23 Kasım 2023

Soykırım demeniz için daha ne olması gerekiyor?

Soykırımın korkunçluğu sadece özneleri değil onların kimliklerini de yok etmesidir, gelecekleri kadar geçmişlerini de ellerinden almasıdır, yaslarını tutacak kimse bırakmamasıdır

Gazze

Geçtiğimiz günlerde Beyaz Saray Ulusal Güvenlik Sözcüsü John Kirby soykırım kelimesinin gayet uygunsuz bir şekilde gelişigüzel kullanıldığına dikkat çekerek İsrail'in soykırım yapmadığını ve fakat İsrail'i haritadan silmek isteyen Hamas'ın soykırım yaptığını söyledi. Ne yazık ki onun gibi düşünenlerin sayısı hiç de az değil. Hamas'ın 7 Ekim'deki Aksa Tufanı'nı merkeze alıp İsrail'in yetmiş beş yıldır yapıp ettiklerini perdelemek bir tür odak kaydırma hamlesi.

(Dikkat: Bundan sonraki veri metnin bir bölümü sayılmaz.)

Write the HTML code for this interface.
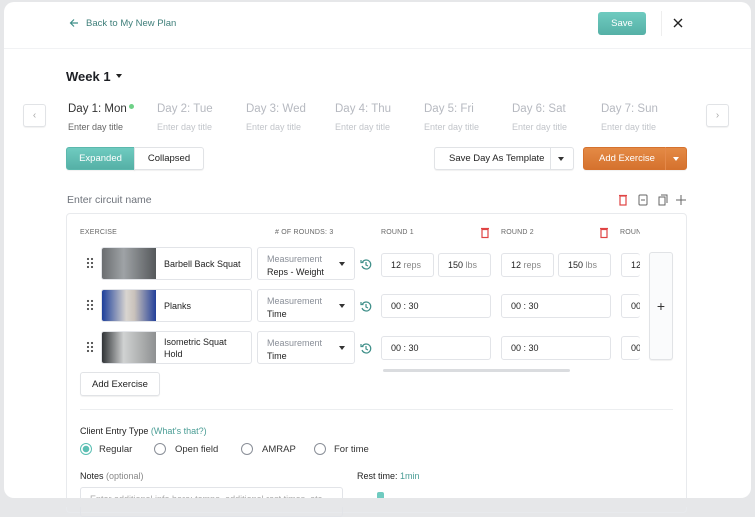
<!DOCTYPE html>
<html><head><style>
*{box-sizing:border-box;margin:0;padding:0}
body{width:755px;height:507px;background:#e6e7e9;font-family:"Liberation Sans",sans-serif;position:relative;overflow:hidden;color:#222}
.a{position:absolute}
.card{left:4px;top:2px;width:747px;height:496px;background:#fff;border-radius:10px;overflow:hidden}
.btn{position:absolute;border:1px solid #e1e3e6;border-radius:3px;background:#fff;font-size:9.5px;display:flex;align-items:center;justify-content:center;box-shadow:0 1px 1px rgba(0,0,0,.06)}
.day{position:absolute;top:103px;font-size:11.5px;color:#b6b9c0}
.day i{display:block;font-style:normal;font-size:9px;color:#c2c5ca;margin-top:7px}
.hd{position:absolute;top:229px;font-size:7px;color:#666;letter-spacing:.2px}
.box{position:absolute;border:1px solid #e2e4e8;border-radius:3px;background:#fff;font-size:9px;display:flex;align-items:center;padding-left:9px}
.meas{position:absolute;border:1px solid #e2e4e8;border-radius:3px;font-size:9px;padding:5px 0 0 9px;line-height:13px}
.meas span{color:#8a8f98}
.meas:after{content:"";position:absolute;right:9px;top:14px;border:3px solid transparent;border-top:4px solid #333}
.thumb{position:absolute;width:54px;height:31px;left:0;top:0;border-radius:2px 0 0 2px}
.rad{position:absolute;top:443px;width:12px;height:12px;border:1px solid #8a8f98;border-radius:50%}
.lbl{position:absolute;top:444px;font-size:9.5px;color:#333}
</style></head><body>
<div class="a card">
</div>
<!-- header -->
<svg class="a" style="left:69px;top:18px" width="10" height="10" viewBox="0 0 10 10"><path d="M9 5H1.5M5 1.5L1.5 5 5 8.5" stroke="#3f8f89" stroke-width="1.2" fill="none"/></svg>
<div class="a" style="left:86px;top:18px;font-size:9.5px;color:#3f7f7a">Back to My New Plan</div>
<div class="a" style="left:598px;top:12px;width:48px;height:23px;border-radius:3px;background:linear-gradient(#6fcbc0,#55b0a6);color:#fff;font-size:9.5px;display:flex;align-items:center;justify-content:center">Save</div>
<div class="a" style="left:661px;top:11px;width:1px;height:25px;background:#eee"></div>
<svg class="a" style="left:673px;top:18px" width="10" height="10"><path d="M1 1L9 9M9 1L1 9" stroke="#222" stroke-width="1.4"/></svg>
<div class="a" style="left:4px;top:48px;width:747px;height:1px;background:#f1f2f4"></div>
<div class="a" style="left:66px;top:69px;font-size:13px;font-weight:bold;color:#1d1f24">Week 1</div>
<div class="a" style="left:116px;top:74px;border:3px solid transparent;border-top:4px solid #222"></div>
<div class="btn" style="left:23px;top:104px;width:23px;height:23px;color:#aaa;font-size:10px">‹</div>
<div class="btn" style="left:706px;top:104px;width:23px;height:23px;color:#aaa;font-size:10px">›</div>
<div class="day" style="left:68px;color:#333">Day 1: Mon<i style="color:#666">Enter day title</i></div>
<div class="a" style="left:129px;top:104px;width:5px;height:5px;border-radius:50%;background:#6ed187"></div>
<div class="day" style="left:157px">Day 2: Tue<i>Enter day title</i></div>
<div class="day" style="left:246px">Day 3: Wed<i>Enter day title</i></div>
<div class="day" style="left:335px">Day 4: Thu<i>Enter day title</i></div>
<div class="day" style="left:424px">Day 5: Fri<i>Enter day title</i></div>
<div class="day" style="left:512px">Day 6: Sat<i>Enter day title</i></div>
<div class="day" style="left:601px">Day 7: Sun<i>Enter day title</i></div>
<div class="btn" style="left:66px;top:147px;width:69px;height:23px;background:linear-gradient(#6fcbc0,#55b0a6);color:#fff;border-color:#5bb8ad;border-radius:3px 0 0 3px">Expanded</div>
<div class="btn" style="left:134px;top:147px;width:70px;height:23px;border-radius:0 3px 3px 0">Collapsed</div>
<div class="btn" style="left:434px;top:147px;width:140px;height:23px;justify-content:flex-start;padding-left:14px">Save Day As Template</div>
<div class="a" style="left:550px;top:147px;width:1px;height:23px;background:#e1e3e6"></div>
<div class="a" style="left:558px;top:157px;border:3px solid transparent;border-top:4px solid #333"></div>
<div class="btn" style="left:583px;top:147px;width:104px;height:23px;background:linear-gradient(#e48a45,#d5722e);border-color:#d5722e;color:#fff;justify-content:flex-start;padding-left:15px">Add Exercise</div>
<div class="a" style="left:665px;top:147px;width:1px;height:23px;background:#e5894a"></div>
<div class="a" style="left:673px;top:157px;border:3px solid transparent;border-top:4px solid #fff"></div>
<div class="a" style="left:67px;top:194px;font-size:10.5px;color:#6e737b">Enter circuit name</div>
<svg class="a" style="left:618px;top:194px" width="70" height="12">
<rect x="2" y="2" width="6" height="9" stroke="#e04444" fill="none" stroke-width="1.2"/><path d="M1 1.5h8" stroke="#e04444" stroke-width="1.2"/>
<rect x="21" y="1" width="8" height="10" rx="1" stroke="#666" fill="none"/><path d="M23 6h4" stroke="#666"/>
<rect x="41" y="3" width="6" height="8" stroke="#666" fill="none"/><path d="M43 1h6v8" stroke="#666" fill="none"/>
<path d="M63 1v10M58 6h10" stroke="#666"/>
</svg>
<!-- card -->
<div class="a" style="left:66px;top:213px;width:621px;height:300px;border:1px solid #e8eaed;border-radius:4px"></div>
<div class="hd" style="left:80px">EXERCISE</div>
<div class="hd" style="left:275px"># OF ROUNDS: 3</div>
<div class="hd" style="left:381px">ROUND 1</div>
<div class="hd" style="left:501px">ROUND 2</div>
<div class="hd" style="left:620px;width:20px;overflow:hidden;white-space:nowrap">ROUND 3</div>
<svg class="a" style="left:480px;top:227px" width="10" height="12"><rect x="2" y="2.5" width="6" height="8" stroke="#e04444" fill="none" stroke-width="1.2"/><path d="M1 1.5h8" stroke="#e04444" stroke-width="1.2"/></svg>
<svg class="a" style="left:599px;top:227px" width="10" height="12"><rect x="2" y="2.5" width="6" height="8" stroke="#e04444" fill="none" stroke-width="1.2"/><path d="M1 1.5h8" stroke="#e04444" stroke-width="1.2"/></svg>

<!-- rows -->
<div class="a" style="left:86px;top:257px;width:8px;height:12px;background:radial-gradient(circle,#555 1px,transparent 1.3px) 0 0/4px 4px"></div>
<div class="box" style="left:101px;top:247px;width:151px;height:33px;padding-left:62px">Barbell Back Squat</div>
<div class="thumb a" style="left:102px;top:248px;background:linear-gradient(90deg,#6a6d70,#9fa3a6 40%,#55585b)"></div>
<div class="meas" style="left:257px;top:247px;width:98px;height:33px"><span>Measurement</span><br>Reps - Weight</div>
<div class="box" style="left:381px;top:253px;width:53px;height:24px">12<span style="color:#888">&nbsp;reps</span></div>
<div class="box" style="left:438px;top:253px;width:53px;height:24px">150<span style="color:#888">&nbsp;lbs</span></div>
<div class="box" style="left:501px;top:253px;width:53px;height:24px">12<span style="color:#888">&nbsp;reps</span></div>
<div class="box" style="left:558px;top:253px;width:53px;height:24px">150<span style="color:#888">&nbsp;lbs</span></div>
<div class="box" style="left:621px;top:253px;width:19px;height:24px;border-right:none;overflow:hidden">12</div>

<div class="a" style="left:86px;top:299px;width:8px;height:12px;background:radial-gradient(circle,#555 1px,transparent 1.3px) 0 0/4px 4px"></div>
<div class="box" style="left:101px;top:289px;width:151px;height:33px;padding-left:62px">Planks</div>
<div class="thumb a" style="left:102px;top:290px;background:linear-gradient(90deg,#1d3f9a,#d9d5d0 45%,#c9c2bb 60%,#23409a)"></div>
<div class="meas" style="left:257px;top:289px;width:98px;height:33px"><span>Measurement</span><br>Time</div>
<div class="box" style="left:381px;top:294px;width:110px;height:24px">00 : 30</div>
<div class="box" style="left:501px;top:294px;width:110px;height:24px">00 : 30</div>
<div class="box" style="left:621px;top:294px;width:19px;height:24px;border-right:none;overflow:hidden">00</div>

<div class="a" style="left:86px;top:341px;width:8px;height:12px;background:radial-gradient(circle,#555 1px,transparent 1.3px) 0 0/4px 4px"></div>
<div class="box" style="left:101px;top:331px;width:151px;height:33px;padding-left:62px;line-height:12px">Isometric Squat<br>Hold</div>
<div class="thumb a" style="left:102px;top:332px;background:linear-gradient(90deg,#303336,#d0d2d2 40%,#8e9091)"></div>
<div class="meas" style="left:257px;top:331px;width:98px;height:33px"><span>Measurement</span><br>Time</div>
<div class="box" style="left:381px;top:336px;width:110px;height:24px">00 : 30</div>
<div class="box" style="left:501px;top:336px;width:110px;height:24px">00 : 30</div>
<div class="box" style="left:621px;top:336px;width:19px;height:24px;border-right:none;overflow:hidden">00</div>

<svg class="a" style="left:360px;top:258px" width="12" height="110">
<g fill="none" stroke="#3f8f89" stroke-width="1.2"><path d="M2.5 4A4.5 4.5 0 1 1 2 8M1 2v2.5h2.5M6 4v3l2 1"/>
<path transform="translate(0,42)" d="M2.5 4A4.5 4.5 0 1 1 2 8M1 2v2.5h2.5M6 4v3l2 1"/>
<path transform="translate(0,84)" d="M2.5 4A4.5 4.5 0 1 1 2 8M1 2v2.5h2.5M6 4v3l2 1"/></g></svg>

<div class="btn" style="left:649px;top:252px;width:24px;height:108px;background:#fafbfc;font-size:14px;color:#333">+</div>
<div class="a" style="left:383px;top:369px;width:187px;height:3px;border-radius:2px;background:#dadcdf"></div>
<div class="btn" style="left:80px;top:372px;width:80px;height:24px">Add Exercise</div>
<div class="a" style="left:80px;top:409px;width:593px;height:1px;background:#eceef0"></div>
<div class="a" style="left:80px;top:426px;font-size:9px">Client Entry Type <span style="color:#4a9d95">(What's that?)</span></div>
<div class="rad" style="left:80px;border-color:#5bbfb3;background:radial-gradient(circle,#5bbfb3 3px,#fff 3.5px)"></div>
<div class="lbl" style="left:99px">Regular</div>
<div class="rad" style="left:154px"></div><div class="lbl" style="left:175px">Open field</div>
<div class="rad" style="left:241px"></div><div class="lbl" style="left:262px">AMRAP</div>
<div class="rad" style="left:314px"></div><div class="lbl" style="left:334px">For time</div>
<div class="a" style="left:80px;top:471px;font-size:9px">Notes <span style="color:#888">(optional)</span></div>
<div class="a" style="left:357px;top:471px;font-size:9px">Rest time: <span style="color:#4a9d95">1min</span></div>
<div class="a" style="left:80px;top:487px;width:263px;height:30px;border:1px solid #e2e4e8;border-radius:3px;font-size:9px;color:#aaa;padding:6px 9px;white-space:nowrap;overflow:hidden">Enter additional info here: tempo, additional rest times, etc.</div>
<div class="a" style="left:377px;top:492px;width:7px;height:10px;border-radius:2px;background:#6fcbc0"></div>
<div class="a" style="left:0;top:498px;width:755px;height:9px;background:#e6e7e9"></div>
</body></html>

Böylelikle İsrail meşru müdafaa adı altında sivilleri katletmek pahasına şiddette doz aşımını kendinde hak görüyor. İşgalci ve sömürgeci siciline bakmaksızın kibirli ve pişkin bir egemen diliyle yazılmış bir anlatıyı yutturmaya çalışıyor. Soykırımın adını koymak büyük bir savaş suçunun da kabulü anlamına geldiğinden siyasi ve ekonomik bedelleri göz önünde bulundurulursa, hem İsrail'in hem destekçilerinin daha en başından inkâr kalesini kurmasının sebebi bu güç ittifakının sorumluluklarından kaçmanın kestirme yolunu döşemek aslında.

Soykırım günümüzde gaz odalarında, çalışma kamplarında gerçekleşmiyor. Faşizm, Adorno'nun dediği gibi, biçim değiştirip günün şartlarına uygun şekilde ve maskelerle yeniden yaşama dahil oluyor. Tüm dünyanın sosyal medyadan izlediği, kurbanların zulmü anında kayıt altına aldığı, gösterebildiği, yayabildiği, dolayısıyla kanıtlayabildiği katliamlar yaşanıyor. Faşizmin aktörleri değişse de sureti aynen zuhur ediyor. İstisna hâli gündelik hayatın bir normu haline geldi.

Sürekli hatırlatılması gereken hakikatlerden biri de işgal ve sömürünün 7 Ekim'de başlamadığı, yetmiş beş yıllık kan ve gözyaşı dolu bir geçmişi olduğudur. İsrail'in yapıp ettiklerini öğrenmek/hatırlamak isteyenler tarihin henüz tozlanmamış ama pek de çevrilmeyen sayfalarına bakabilir.

Arendt'ın şu sorusu güncelliğini koruyor: Tarihin sürekli ve sistematik olarak inkâr edildiği bir dünyada ne tür bir siyaset yapmak mümkün olabilir?

Sistematik tahrifine karşın gerçeği sürekli anlatmak, unutturmamak lazım.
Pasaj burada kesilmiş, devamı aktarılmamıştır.